Every three years, the Library of Congress has the thankless task of listening to people complain about the Digital Millennium Copyright Act. The DMCA forbade most attempts to bypass the digital locks on things like DVDs, music, and computer software, but it also gave the Library the ability to wave its magical copyright wand and make certain DRM cracks legal for three years at a time.

This time, the Library went (comparatively) nuts, allowing widespread bypassing of the CSS encryption on DVDs, declaring iPhone jailbreaking to be “fair use,” and letting consumers crack their legally purchased e-books in order to have them read aloud by computers.
[...]
The conclusion is sure to irritate Steve Jobs: “On balance, the Register concludes that when one jailbreaks a smartphone in order to make the operating system on that phone interoperable with an independently created application that has not been approved by the maker of the smartphone or the maker of its operating system, the modifications that are made purely for the purpose of such interoperability are fair uses.”

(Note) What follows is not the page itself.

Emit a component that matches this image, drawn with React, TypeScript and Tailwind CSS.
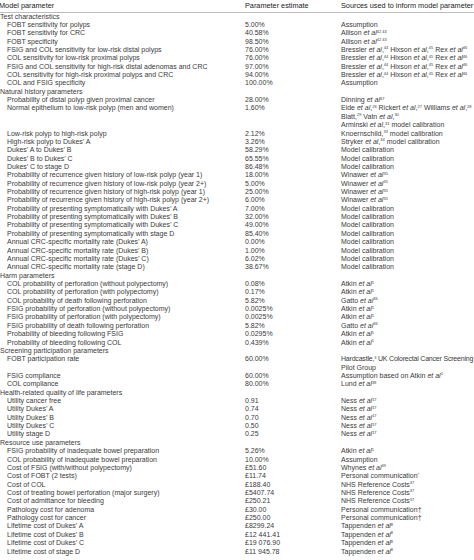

Read the article to find out other DRM you can now legally crack/avoid/get around.




  1. The0ne says:

    Apple loves you, don’t worry.

    http://www.cultofmac.com/apples-official-response-to-dmca-jailbreak-exemption-it-voids-your-warranty/52463

    It’s all for YOUR benefit and well being, trust them.

  2. Benjamin says:

    I am more interested in the fact that deCSS is now legal for listening to the DVDs I paid for. Next, I want a way to skip commercials and FBI warnings on DVDs that I paid for. I should immediately get to the menu.

    Also the ebook hacking should allow ebooks to finally be adopted when it doesn’t matter if I have a Nook, a Kindle, a Kobo, a Sony Reader, or an iPad.